Who's Buying New Cars? Well, the One-percenters, at Least

Matthew Guy
by Matthew Guy

Rich people are just like us: they put on their pants one leg at a time, they walk upright, and they enjoy winters at their villa in the south of France. Okay, maybe they aren’t exactly like us. My villa is in Spain.

One other thing they do? Buy cars, apparently. A quick perusal of 2019 total year sales numbers show that while mainstream makes like Ford and Chevy fell into the red compared to the same timeframe one year ago, there’s no shortage of growth at the big money brands.

It helps to focus on volume in this instance rather than percentages, though we will list both, as a smaller sample size can create disproportionate numbers. Failure to do so would result in breathless headlines proclaiming McLaren sales have jumped by two-thirds versus the previous calendar year.

That is a real number, though. In 2018, the supercar brand sold approximately 1,368 cars in the United States. Last year? Try an estimated 2,286. This is a huge jump, not all of which can be attributed to new product. Arranging its offerings into Sports, Super, and Ultimate Series models has had the effect of cataloging the McMenu into an easier to decipher lineup. Obsessed gearheads like us know the difference between a 570S and a 675LT, but never underestimate the need to explain stuff to rich people.

Porsche is in the same boat, adding about 4,000 units to its annual sales volume last year. This represents a roughly 8 percent increase and marks the first time the brand has crested 60k. That number about triple its total of just 10 years ago in the Bad Old Days of 2009.

Slightly out of the stratosphere, der German trio of Audi, BMW, and Merc didn’t lose any ground in 2019, either. The bookends there were up about a percentage point, while the blue-and-while propeller rose 4.4 percent in terms of volume to 324,826 vehicles. That’s within spitting distance of mainstream brands like VW, for example.

Speaking of, the two snazzy Detroit brands also enjoyed an increase last year. Cadillac added 1,544 vehicles to its bottom line, ending up at 156,246 units. Its cross-town rivals at Lincoln found 8,617 new customers, settling at 112,204. The latter can look at a portfolio of new and well received product as reward for that solid sales performance. Your author would like to think that a return to real names helped as well; compare a lineup of MKC, MKX, and MKT to a roster including Corsair, Nautilus, and Aviator. It’s tremendous.

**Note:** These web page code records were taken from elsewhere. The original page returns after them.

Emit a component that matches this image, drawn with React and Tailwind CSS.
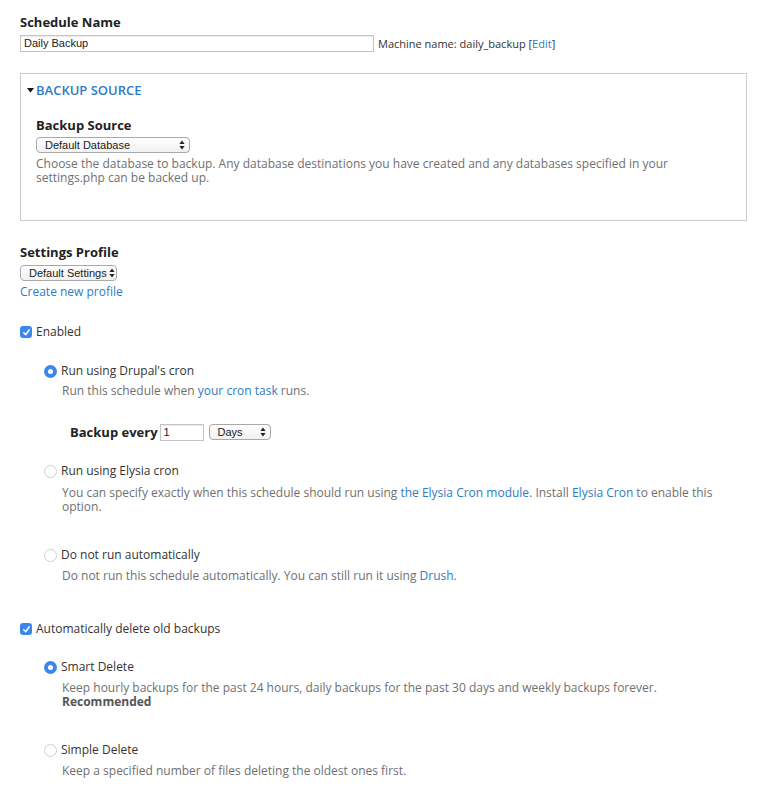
import React from "react";

const F = { fontFamily: '"Open Sans", "DejaVu Sans", sans-serif' };

function Select({ label, width }) {
  return (
    <div
      className={`flex items-center justify-between h-[16px] rounded-[4px] border border-[#a9a9a9] bg-gradient-to-b from-white to-[#f1f1f1] pl-[8px] pr-[4px] text-[11px] leading-[14px] text-[#222] whitespace-nowrap ${width}`}
      style={{ fontFamily: '"Liberation Sans", Arial, sans-serif' }}
    >
      <span>{label}</span>
      <svg width="6" height="10" viewBox="0 0 6 10" className="ml-[2px] shrink-0">
        <path d="M3 0.5 L5.6 4 L0.4 4 Z" fill="#222" />
        <path d="M3 9.5 L5.6 6 L0.4 6 Z" fill="#222" />
      </svg>
    </div>
  );
}

function Checkbox() {
  return (
    <span className="inline-flex items-center justify-center w-[12px] h-[12px] rounded-[3px] bg-[#3b87f0] mr-[4px]">
      <svg width="9" height="9" viewBox="0 0 9 9">
        <path d="M1.8 4.8 L3.7 6.8 L7.3 1.8" fill="none" stroke="white" strokeWidth="1.5" strokeLinecap="round" strokeLinejoin="round" />
      </svg>
    </span>
  );
}

function Radio({ checked }) {
  return checked ? (
    <span className="inline-flex items-center justify-center w-[13px] h-[13px] rounded-full bg-[#3b87f0] mr-[4px] mt-[2px]">
      <span className="w-[5px] h-[5px] rounded-full bg-white" />
    </span>
  ) : (
    <span className="inline-block w-[13px] h-[13px] rounded-full border border-[#cfcfcf] bg-white mr-[4px] mt-[2px]" />
  );
}

function Link({ children }) {
  return <span className="text-[#2f7bc4]">{children}</span>;
}

export default function App() {
  return (
    <div className="bg-white w-[768px] h-[796px] overflow-hidden text-[#333] pl-[20px] pt-[14px]" style={F}>
      <div className="text-[13px] leading-[16px] font-bold text-[#222]">Schedule Name</div>
      <div className="flex items-center mt-[5px] h-[17px]">
        <div
          className="w-[354px] h-[17px] border border-[#c4c4c4] shadow-[inset_0_1px_1px_rgba(0,0,0,0.08)] pl-[3px] text-[11px] leading-[15px] text-[#222]"
          style={{ fontFamily: '"Liberation Sans", Arial, sans-serif' }}
        >
          Daily Backup
        </div>
        <div className="ml-[4px] text-[11px] leading-[14px] text-[#333]">
          Machine name: daily_backup [<Link>Edit</Link>]
        </div>
      </div>

      <div className="mt-[21px] w-[727px] h-[148px] border border-[#cccccc] pl-[6px] pt-[8px]">
        <div className="flex items-center h-[16px]">
          <svg width="7" height="5" viewBox="0 0 7 5" className="mr-[2px] mt-[1px]">
            <path d="M0 0 L7 0 L3.5 4.5 Z" fill="#111" />
          </svg>
          <span className="text-[13px] leading-[16px] text-[#2f7bc4] font-semibold">BACKUP SOURCE</span>
        </div>
        <div className="pl-[9px]">
          <div className="mt-[19px] text-[13px] leading-[16px] font-bold text-[#222]">Backup Source</div>
          <div className="mt-[4px]">
            <Select label="Default Database" width="w-[154px]" />
          </div>
          <div className="mt-[4px] text-[12px] leading-[14px] text-[#707070] w-[660px]">
            Choose the database to backup. Any database destinations you have created and any databases specified in your settings.php can be backed up.
          </div>
        </div>
      </div>

      <div className="mt-[23px] text-[13px] leading-[16px] font-bold text-[#222]">Settings Profile</div>
      <div className="mt-[5px]">
        <Select label="Default Settings" width="w-[97px]" />
      </div>
      <div className="mt-[4px] text-[12px] leading-[14px]">
        <Link>Create new profile</Link>
      </div>

      <div className="mt-[25px] flex items-center h-[16px] text-[12px] leading-[16px]">
        <Checkbox />
        <span>Enabled</span>
      </div>

      <div className="pl-[24px]">
        <div className="mt-[23px] flex items-start h-[16px] text-[12px] leading-[16px]">
          <Radio checked />
          <span>Run using Drupal's cron</span>
        </div>
        <div className="mt-[5px] pl-[18px] text-[12px] leading-[14px] text-[#707070]">
          Run this schedule when <Link>your cron task</Link> runs.
        </div>
        <div className="mt-[26px] pl-[26px] flex items-center h-[16px]">
          <span className="text-[13px] leading-[16px] font-bold text-[#222]">Backup every</span>
          <div
            className="ml-[2px] w-[44px] h-[17px] border border-[#c4c4c4] shadow-[inset_0_1px_1px_rgba(0,0,0,0.08)] pl-[3px] text-[11px] leading-[15px] text-[#222]"
            style={{ fontFamily: '"Liberation Sans", Arial, sans-serif' }}
          >
            1
          </div>
          <div className="ml-[5px]">
            <Select label="Days" width="w-[62px]" />
          </div>
        </div>

        <div className="mt-[23px] flex items-start h-[16px] text-[12px] leading-[16px]">
          <Radio />
          <span>Run using Elysia cron</span>
        </div>
        <div className="mt-[7px] pl-[18px] text-[12px] leading-[14px] text-[#707070] w-[690px]">
          You can specify exactly when this schedule should run using <Link>the Elysia Cron module</Link>. Install <Link>Elysia Cron</Link> to enable this option.
        </div>

        <div className="mt-[33px] flex items-start h-[16px] text-[12px] leading-[16px]">
          <Radio />
          <span>Do not run automatically</span>
        </div>
        <div className="mt-[6px] pl-[18px] text-[12px] leading-[14px] text-[#707070]">
          Do not run this schedule automatically. You can still run it using <Link>Drush</Link>.
        </div>
      </div>

      <div className="mt-[38px] flex items-center h-[16px] text-[12px] leading-[16px]">
        <Checkbox />
        <span>Automatically delete old backups</span>
      </div>

      <div className="pl-[24px]">
        <div className="mt-[22px] flex items-start h-[16px] text-[12px] leading-[16px]">
          <Radio checked />
          <span>Smart Delete</span>
        </div>
        <div className="mt-[6px] pl-[18px] text-[12px] leading-[14px] text-[#707070] w-[690px]">
          Keep hourly backups for the past 24 hours, daily backups for the past 30 days and weekly backups forever.
          <br />
          <span className="font-bold text-[#555]">Recommended</span>
        </div>

        <div className="mt-[33px] flex items-start h-[16px] text-[12px] leading-[16px]">
          <Radio />
          <span>Simple Delete</span>
        </div>
        <div className="mt-[6px] pl-[18px] text-[12px] leading-[14px] text-[#707070]">
          Keep a specified number of files deleting the oldest ones first.
        </div>
      </div>
    </div>
  );
}
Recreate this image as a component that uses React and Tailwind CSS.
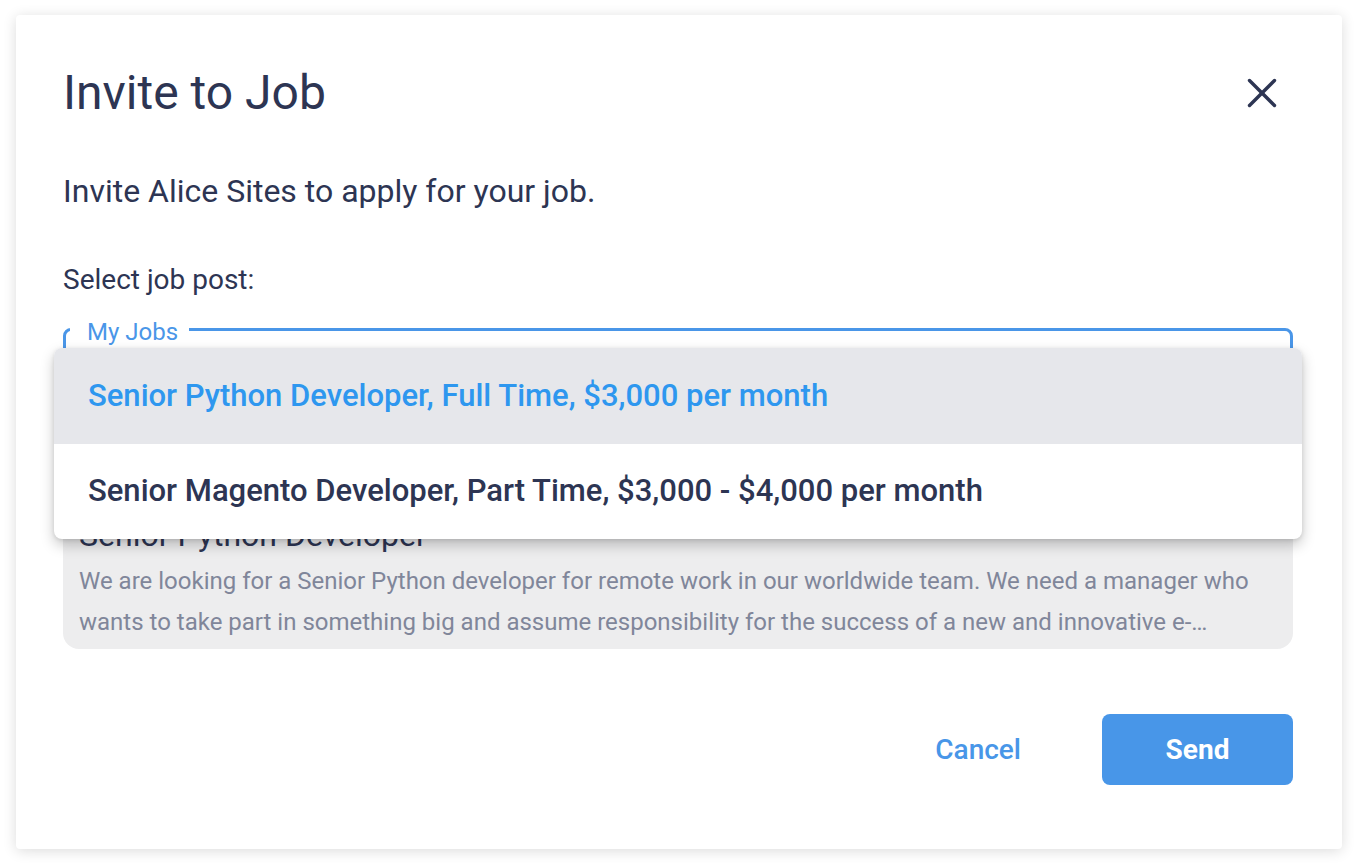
import { useState } from 'react';

const jobs = [
  'Senior Python Developer, Full Time, $3,000 per month',
  'Senior Magento Developer, Part Time, $3,000 - $4,000 per month',
];

export default function App() {
  const [selected, setSelected] = useState(0);

  return (
    <div className="min-h-screen bg-white pt-[15px] pl-4 font-['Roboto',sans-serif] text-[#2d3553]">
      {/* Dialog */}
      <div className="w-[1326px] h-[834px] bg-white rounded-sm shadow-[0_2px_14px_rgba(0,0,0,0.14)] pl-[47px] pr-[49px] pt-[43px] flex flex-col">
        <div className="flex items-center justify-between">
          <h1 className="text-[48px] leading-[70px] font-normal">Invite to Job</h1>
          <button className="w-10 h-10 flex items-center justify-center mr-[11px] text-[#2d3553]">
            <svg width="30" height="30" viewBox="0 0 30 30" fill="none" stroke="currentColor" strokeWidth="3.4" strokeLinecap="round">
              <path d="M2.5 2.5 27.5 27.5" />
              <path d="M27.5 2.5 2.5 27.5" />
            </svg>
          </button>
        </div>

        <p className="mt-[43px] text-[32px] leading-[40px]">Invite Alice Sites to apply for your job.</p>

        <p className="mt-[52px] text-[28px] leading-[34px]">Select job post:</p>

        {/* Select field with open menu */}
        <div className="relative mt-[18px]">
          <fieldset className="border-[3px] border-[#4a96e8] rounded-lg h-[89px] px-[4px]">
            <legend className="pl-[17px] pr-[11px] pt-[5px] text-[24px] leading-[24px] text-[#4a96e8]">My Jobs</legend>
          </fieldset>

          <ul className="absolute left-[-9px] top-[33px] w-[1248px] bg-white rounded-lg overflow-hidden shadow-[0_6px_14px_rgba(0,0,0,0.22),0_1px_4px_rgba(0,0,0,0.1)] z-10">
            {jobs.map((job, idx) => (
              <li
                key={idx}
                onClick={() => setSelected(idx)}
                className={`h-[96px] last:h-[95px] flex items-center px-[34px] text-[31px] font-medium cursor-pointer ${
                  idx === selected ? 'bg-[#e6e7eb] text-[#2e97ef]' : 'text-[#2d3553]'
                }`}
              >
                {job}
              </li>
            ))}
          </ul>
        </div>

        {/* Job preview card */}
        <div className="mt-[24px] bg-[#ededee] rounded-2xl px-4 pt-[89px] pb-[6px]">
          <h3 className="text-[32px] leading-[36px]">Senior Python Developer</h3>
          <p className="mt-[8px] text-[24px] leading-[41px] text-[#80869a] line-clamp-2">
            We are looking for a Senior Python developer for remote work in our worldwide team. We need a manager who wants to take part in something big and assume responsibility for the success of a new and innovative e-commerce business.
          </p>
        </div>

        {/* Actions */}
        <div className="mt-[65px] flex justify-end items-center gap-[49px]">
          <button className="h-[71px] px-8 text-[28px] font-medium text-[#4896e8]">Cancel</button>
          <button className="w-[191px] h-[71px] rounded-lg bg-[#4896e8] text-white text-[28px] font-bold">Send</button>
        </div>
      </div>
    </div>
  );
}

Can this continue? A few economic talking heads seem to think so. Goldman Sachs is yammering that the U.S. economy is “structurally less recession-prone today”, stopping just short of saying its recession-proof. Some of the major recession headwinds have dissipated, they say, which can only be good news for people who buy McLarens and Audis. I’m not sure these declarations are as impactful on the lives of everyone else, though.

In our year-end round up, we asked if you or anyone in your circle drove home new wheels in 2019. Thanks for your answers. We’ll re-up today but with a twist: did a member of yer crew sign on the line that is dotted for any of the brands listed in this post? Let us know below.

[Images: Porsche, Lincoln Motor Company]

Matthew Guy
Matthew Guy

Matthew buys, sells, fixes, & races cars. As a human index of auto & auction knowledge, he is fond of making money and offering loud opinions.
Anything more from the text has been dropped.